IN the afternoon of Christmas Day, there was some confusion while we worked out the technology for how to watch the Queen's speech, a family tradition in the household of my friends who had kindly invited me to dinner.

Having established it had been transmitted by ITV this year and not BBC, we huddled around my smartphone on its side and turned up the volume.

When the national anthem came on, my host got up from his chair and shuffled forward, so as to better hear on the small device what the Queen had to say.

"Oh, do we stand up for the anthem?" I asked, also getting up, not wishing to cause offence.

Three years previously, on Christmas Day in a land far, far away, near Camano Island in Washington state, I had also called up the Queen's speech on a tablet via wifi, at breakfast in the Pacific Time Zone.

When she had finished, I said "isn't it marvellous that an unelected head of state can preach the good news as well as any of her bishops or priests? When does your president speak to the nation?" I asked. "He doesn't", came the response.

On that occasion, my hosts thought it a quaint and quirky English practice. But there is certainly a value in the performance and maintenance of these family traditions and even in the emergence of new ones.

Back at work after Christmas, New Year's Eve in Abingdon began much like any other Saturday night these days, with a lot of waiting around before a busy period of four hours or so between 10pm and 2am.

At one point after midnight, there was even a queue of potential punters on the taxi rank and no taxis to serve them.

That is an unprecedented situation, in these times when the rank is increasingly worked at the weekend by those Hackney Carriage drivers licensed by the Vale to work here, but who spend their week legally driving for Oxford private hire businesses.

They are the so-called 'cherry pickers' or chancers and they are subverting the regulatory process and ruining the traditional business model of a Hackney Carriage trade serving a local community, of which we ourselves are a part.

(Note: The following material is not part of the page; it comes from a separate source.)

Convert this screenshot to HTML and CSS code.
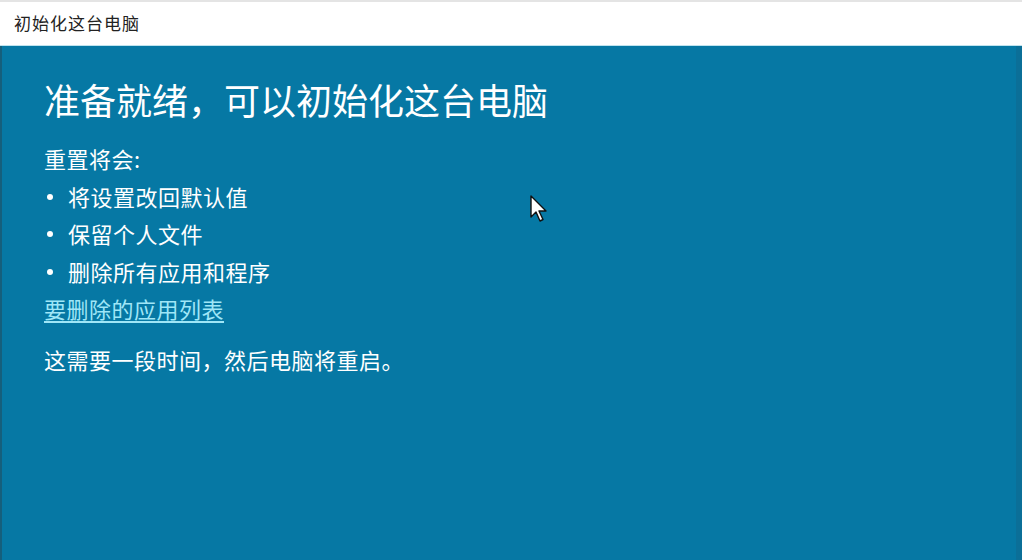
FILE: index.html
```html
<!DOCTYPE html>
<html lang="zh-CN">
<head>
<meta charset="utf-8">
<title>初始化这台电脑</title>
<link rel="stylesheet" href="styles.css">
</head>
<body>
<div class="window">
  <div class="titlebar">初始化这台电脑</div>
  <div class="content">
    <h1 class="heading">准备就绪，可以初始化这台电脑</h1>
    <p class="label">重置将会:</p>
    <ul class="list">
      <li>将设置改回默认值</li>
      <li>保留个人文件</li>
      <li>删除所有应用和程序</li>
    </ul>
    <a class="link" href="#">要删除的应用列表</a>
    <p class="note">这需要一段时间，然后电脑将重启。</p>
    <svg class="cursor" width="20" height="30" viewBox="0 0 20 30">
      <path d="M1 1 L1 22 L6 17 L10 26 L13 24.5 L9 16 L16 16 Z" fill="#fff" stroke="#111" stroke-width="1.4" stroke-linejoin="round"/>
    </svg>
  </div>
</div>
</body>
</html>
```
FILE: styles.css
```css
html, body {
  margin: 0;
  padding: 0;
  width: 1022px;
  height: 560px;
  overflow: hidden;
  background: #fff;
}
.window {
  width: 1022px;
  height: 560px;
  display: flex;
  flex-direction: column;
  font-family: "Noto Sans CJK SC", "Noto Sans", sans-serif;
  border-top: 2px solid #e4e4e4;
  box-sizing: border-box;
}
.titlebar {
  height: 44px;
  box-sizing: border-box;
  padding: 8px 0 0 14px;
  font-size: 17px;
  letter-spacing: 1px;
  color: #222;
  background: #fff;
  border-bottom: 1px solid #bfe3ee;
}
.content {
  flex: 1;
  position: relative;
  background: #0678a4;
  border-left: 2px solid #155f7c;
  border-right: 6px solid #0b6f98;
  padding: 27px 0 0 42px;
  color: #fff;
}
.heading {
  margin: 0;
  font-size: 36px;
  font-weight: 400;
  line-height: 52px;
  letter-spacing: 0;
}
.label,
.list li,
.link,
.note {
  font-size: 22px;
  letter-spacing: 0.5px;
  line-height: 28px;
}
.label {
  margin: 19px 0 0 0;
}
.list {
  list-style: none;
  margin: 0;
  padding: 0;
}
.list li {
  margin-top: 9.5px;
  padding-left: 24px;
  position: relative;
}
.list li::before {
  content: "";
  position: absolute;
  left: 3px;
  top: 12px;
  width: 6px;
  height: 6px;
  border-radius: 50%;
  background: #fff;
}
.link {
  display: inline-block;
  margin-top: 9px;
  color: #9fe6f7;
  text-decoration: underline;
  text-underline-offset: 3px;
}
.note {
  margin: 22px 0 0 0;
}
.cursor {
  position: absolute;
  left: 528px;
  top: 149px;
}
```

There are other councils in England and Wales who, amongst other terms and conditions, licence according to whether the person is working full time or not, but not in the Vale of White Horse, where there is also no limit on the number of licences which are issued, now more than three hundred taxis and nearly five hundred drivers.

The purpose of taxi licensing is to protect the public "by ensuring there are high standards of public safety."

However, since the licensing service is now privatised, there is no realistic expectation of the situation improving in the foreseeable future, because there is minimal, if any, financial incentive for this to happen.